Due to the highly non-linear behaviour and physical inter-dependence of such processes, it is necessary to be able to determine the underlying driving mechanisms for particle dynamics. For example, is the system growth, aggregation or nucleation dominated? Analysis techniques for simple growth/nucleation systems have existed for some time and are well understood, however techniques to elucidate this complex cascade behaviour is lacking if non-existent. In this work, methods have been developed to analyse the underlying particle dynamics for cascaded anti-solvent/cooling crystallizations. The algorithms developed in this work allow for the determination of the relative contributions of each of the physical phenomena to the underlying dynamics. For example, it may be determined what the dominant source of particle size increase or surface area generation is. This decoupling of the physics affords the capacity to design/modify continuous systems to maximise or minimise any one or more desirable or undesirable mechanisms of crystallization.

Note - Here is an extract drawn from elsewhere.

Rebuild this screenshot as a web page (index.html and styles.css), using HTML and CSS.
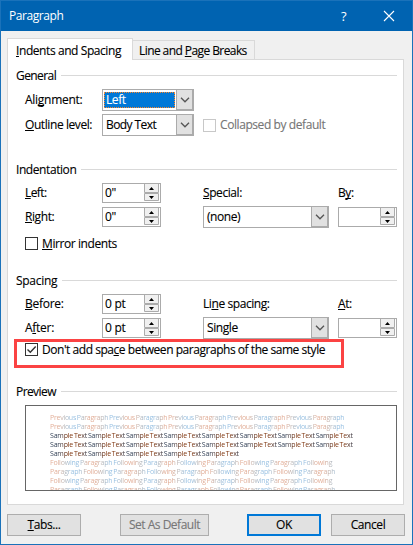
FILE: index.html
```html
<!DOCTYPE html>
<html lang="en">
<head>
<meta charset="utf-8">
<title>Paragraph</title>
<link rel="stylesheet" href="styles.css">
</head>
<body>
<div class="dialog">
  <header class="titlebar">
    <span class="title">Paragraph</span>
    <span class="help">?</span>
    <svg class="close" width="12" height="12" viewBox="0 0 12 12"><path d="M1 1l10 10M11 1L1 11"/></svg>
  </header>
  <nav class="tabs">
    <div class="tab active"><u>I</u>ndents and Spacing</div>
    <div class="tab tight">Line and <u>P</u>age Breaks</div>
  </nav>
  <main class="panel">
    <section class="group general">
      <h2><span class="tight">General</span></h2>
      <div class="row first">
        <label class="loose">Ali<u>g</u>nment:</label>
        <div class="select short"><span class="value picked">Left</span><span class="drop"><svg width="10" height="6" viewBox="0 0 10 6"><path d="M1 .8l4 4 4-4"/></svg></span></div>
      </div>
      <div class="row second">
        <label><u>O</u>utline level:</label>
        <div class="select short"><span class="value tight">Body Text</span><span class="drop"><svg width="10" height="6" viewBox="0 0 10 6"><path d="M1 .8l4 4 4-4"/></svg></span></div>
        <div class="check disabled"><i class="box"></i><span>Collapsed by default</span></div>
      </div>
    </section>
    <section class="group indentation">
      <h2><span>Indentation</span></h2>
      <div class="fields">
        <label class="tight"><u>L</u>eft:</label>
        <div class="spin"><span>0"</span><svg class="updown" width="15" height="18" viewBox="0 0 15 18"><path class="face" d="M.5 0v8.500h14V0M.5 9.500h14v7H.5z"/><path class="arrow" d="M5 6h5L7.500 3zM5 12h5L7.500 15z"/></svg></div>
        <label class="wide"><u>S</u>pecial:</label>
        <label class="last">B<u>y</u>:</label>
        <label><u>R</u>ight:</label>
        <div class="spin"><span>0"</span><svg class="updown" width="15" height="18" viewBox="0 0 15 18"><path class="face" d="M.5 0v8.500h14V0M.5 9.500h14v7H.5z"/><path class="arrow" d="M5 6h5L7.500 3zM5 12h5L7.500 15z"/></svg></div>
        <div class="select wide"><span class="value">(none)</span><span class="drop"><svg width="10" height="6" viewBox="0 0 10 6"><path d="M1 .8l4 4 4-4"/></svg></span></div>
        <div class="spin last"><span></span><svg class="updown" width="15" height="18" viewBox="0 0 15 18"><path class="face" d="M.5 0v8.500h14V0M.5 9.500h14v7H.5z"/><path class="arrow" d="M5 6h5L7.500 3zM5 12h5L7.500 15z"/></svg></div>
      </div>
      <div class="check"><i class="box"></i><span><u>M</u>irror indents</span></div>
    </section>
    <section class="group spacing">
      <h2><span class="loose">Spacing</span></h2>
      <div class="fields">
        <label class="loose"><u>B</u>efore:</label>
        <div class="spin"><span class="loose">0 pt</span><svg class="updown" width="15" height="18" viewBox="0 0 15 18"><path class="face" d="M.5 0v8.500h14V0M.5 9.500h14v7H.5z"/><path class="arrow" d="M5 6h5L7.500 3zM5 12h5L7.500 15z"/></svg></div>
        <label class="wide">Li<u>n</u>e spacing:</label>
        <label class="last"><u>A</u>t:</label>
        <label class="loose">A<u>f</u>ter:</label>
        <div class="spin"><span class="loose">0 pt</span><svg class="updown" width="15" height="18" viewBox="0 0 15 18"><path class="face" d="M.5 0v8.500h14V0M.5 9.500h14v7H.5z"/><path class="arrow" d="M5 6h5L7.500 3zM5 12h5L7.500 15z"/></svg></div>
        <div class="select wide"><span class="value">Single</span><span class="drop"><svg width="10" height="6" viewBox="0 0 10 6"><path d="M1 .8l4 4 4-4"/></svg></span></div>
        <div class="spin last"><span></span><svg class="updown" width="15" height="18" viewBox="0 0 15 18"><path class="face" d="M.5 0v8.500h14V0M.5 9.500h14v7H.5z"/><path class="arrow" d="M5 6h5L7.500 3zM5 12h5L7.500 15z"/></svg></div>
      </div>
      <div class="check highlight"><i class="box"><svg width="11" height="11" viewBox="0 0 11 11"><path d="M1.500 5.500l2.800 2.800L9.700 2.500"/></svg></i><span>Don't add spa<u>c</u>e between paragraphs of the same style</span></div>
    </section>
    <section class="group preview">
      <h2><span class="tight">Preview</span></h2>
      <div class="page">
        <p class="prev">Previous Paragraph Previous Paragraph Previous Paragraph Previous Paragraph Previous Paragraph</p>
        <p class="prev">Previous Paragraph Previous Paragraph Previous Paragraph Previous Paragraph Previous Paragraph</p>
        <p class="sample">Sample Text Sample Text Sample Text Sample Text Sample Text Sample Text Sample Text Sample Text</p>
        <p class="sample">Sample Text Sample Text Sample Text Sample Text Sample Text Sample Text Sample Text Sample Text</p>
        <p class="sample">Sample Text Sample Text Sample Text Sample Text Sample Text</p>
        <p class="next">Following Paragraph Following Paragraph Following Paragraph Following Paragraph Following</p>
        <p class="next">Paragraph Following Paragraph Following Paragraph Following Paragraph Following Paragraph</p>
        <p class="next">Following Paragraph Following Paragraph Following Paragraph Following Paragraph Following</p>
        <p class="next">Paragraph Following Paragraph Following Paragraph Following Paragraph Following Paragraph</p>
      </div>
    </section>
  </main>
  <footer class="actions">
    <button class="tabs-btn"><u>T</u>abs...</button>
    <button class="default-btn" disabled>Set As Default</button>
    <button class="ok">OK</button>
    <button class="cancel">Cancel</button>
  </footer>
</div>
</body>
</html>
```
FILE: styles.css
```css
* { box-sizing: border-box; }
body { margin: 0; font: 12px/16px "Open Sans", "Noto Sans", sans-serif; color: #000; letter-spacing: -.42px; -webkit-text-stroke: .12px; }
.tight { letter-spacing: -.58px; }
.loose { letter-spacing: -.28px; }
u { text-decoration: underline; text-decoration-thickness: 1px; text-underline-offset: 1px; text-decoration-skip-ink: none; }
.dialog { width: 413px; height: 545px; background: #f0f0f0; border: 1px solid #1a72ba; display: flex; flex-direction: column; overflow: hidden; white-space: nowrap; }
.titlebar { height: 30px; flex: none; background: #0063b1; color: #fff; display: flex; align-items: center; padding: 0 17px 0 8px; -webkit-text-stroke: 0; }
.title { flex: 1; }
.help { width: 42px; font-size: 13px; }
.close { fill: none; stroke: #fff; stroke-width: 1.1; }

.tabs { height: 29px; flex: none; display: flex; align-items: flex-end; padding: 0 6px; position: relative; z-index: 1; margin-bottom: -1px; }
.tab { height: 19px; width: 122px; border: 1px solid #d9d9d9; border-left: 0; border-bottom: 0; padding: 2px 0 0 6px; margin-bottom: 1px; }
.tab.active { width: 126px; height: 22px; border-left: 1px solid #d9d9d9; background: #fff; padding: 4px 0 0 8px; margin-bottom: 0; }
.panel { height: 446px; flex: none; margin: 0 7px 0 6px; border: 1px solid #d9d9d9; background: #fff; width: 397px; padding: 8px 6px 0 8px; }

.group h2 { font: inherit; margin: 0; height: 16px; display: flex; align-items: center; gap: 5px; }
.group h2::after { content: ""; flex: 1; height: 1px; background: #d9d9d9; margin-bottom: 2px; }
.general { height: 94px; }
.indentation { height: 111px; }
.spacing { height: 111px; }
.row { display: flex; align-items: center; padding-left: 9px; height: 22px; }
.row label { width: 77px; }
.row.first { margin-top: 5px; }
.row.second { margin-top: 3px; }

.select { height: 22px; border: 1px solid #ababab; background: #fff; display: flex; }
.select.short { width: 92px; margin-right: 9px; flex: none; }
.value { flex: 1; margin: 2px 0 2px 1px; padding-left: 2px; line-height: 16px; }
.value.picked { background: #0078d7; color: #fff; outline: 1px dotted #ff8728; outline-offset: -1px; margin-right: 1px; }
.drop { width: 17px; background: #e1e1e1; border: 1px solid #ababab; border-width: 0 1px 1px; display: flex; align-items: center; justify-content: center; }
.drop path { fill: none; stroke: #555; stroke-width: 1.3; }

.fields { display: grid; grid-template-columns: 77px 59px 125px 59px; grid-template-rows: 20px 20px; row-gap: 4px; padding: 5px 0 0 9px; align-items: center; }
.fields .wide { margin-left: 42px; width: 126px; }
.fields .last { margin-left: 52px; width: 59px; }
.spin { height: 20px; width: 59px; border: 1px solid #ababab; display: flex; padding: 0 1px 0 2px; }
.spin span { flex: 1; line-height: 18px; }
.updown { flex: none; }
.face { fill: #f0f0f0; stroke: #ababab; }
.arrow { fill: #000; }

.check { display: flex; align-items: center; gap: 4px; height: 15px; }
.box { width: 13px; height: 13px; border: 1px solid #333; background: #fff; display: flex; flex: none; }
.box path { fill: none; stroke: #333; stroke-width: 1.4; }
.disabled { color: #767676; }
.disabled .box { border-color: #c8c8c8; }
.indentation .check { margin: 9px 0 0 9px; }
.highlight { margin: 1px 0 0 -2px; width: 330px; height: 29px; border: 3px solid #fb4343; align-items: flex-start; padding: 1px 0 0 8px; position: relative; letter-spacing: -.46px; }
.highlight span { margin-top: -1px; }

.page { margin: 5px 0 0 9px; width: 372px; height: 86px; border: 1px solid #666; overflow: hidden; padding: 7px 0 0 24px; }
.page p { margin: 0; font-size: 7px; line-height: 9px; height: 9px; width: 320px; color: transparent; -webkit-text-stroke: 0; -webkit-background-clip: text; background-clip: text; word-spacing: -.8px; }
.prev, .next { background-image: repeating-linear-gradient(90deg, #e0a890 0 8px, #b8b4b4 14px, #90bce0 22px 28px, #b8b4b4 34px, #e0a890 38px); }
.prev { letter-spacing: -.27px; }
.page .sample { letter-spacing: -.185px; font-weight: 500; background-image: repeating-linear-gradient(90deg, #2c3a50 0 8px, #7c3008 18px 28px, #2c3a50 38px); }
.next { letter-spacing: -.18px; }

.actions { display: flex; margin: 9px 0 0 6px; }
button { font: inherit; letter-spacing: inherit; color: #000; height: 22px; border: 1px solid #adadad; background: #e1e1e1; padding: 0; }
button:disabled { color: #777; }
.tabs-btn { width: 74px; margin-right: 39px; }
.default-btn { width: 89px; margin-right: 38px; letter-spacing: -.5px; }
.ok { width: 74px; border: 2px solid #0078d7; margin-right: 10px; }
.cancel { width: 74px; }
```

Optimisation of crystallization systems’ operation is vital for their continued efficient operation. Outlined in this text are methods for determining the operating conditions which will give either a maximum particle size or maximum recovery for a given feed mass flow and tank configuration. It must be noted that this is not limited to the maximum particle size but may be used to target a specific particle size.

The input parameters of interest here are the feed mass flow rate, relative sizes of the two tanks and the distribution of anti-solvent and feed across the tanks. Preliminary findings indicate that the distribution of feed and anti-solvent across the cascade has some impact on the solute recovery but the largest response is seen in the particle size distribution. The maximisation of recovery is generally seen where all feed is directed to the first tank and a portion of the anti-solvent is directed to the first tanks with the remainder directed to the second tank. The optimum distribution of anti-solvent is seen to be a function of the total feed mass flow rate and the relative tank volumes. For each configuration (flow rate and volume) there exists an optimum distribution of streams to maximise recovery and/or to target a particular particle size.

The model has the capability of fully analysing the overall behaviour of the system as well as affording a near complete understanding into the underlying physics and dynamics of such a system. It must be noted that the results shown here are for a single feed composition with no recycle and at a fixed stage temperature. Further analysis of the effects of composition, stage temperature and recycle is possible without further development.

In conclusion, a powerful computational model has been developed which, if coupled with experimental campaigns and data will afford a very deep understanding of the dynamics of continuous crystallization. This depth of understanding can feed directly into the design of new processes or the optimisation of the operation of existing processes.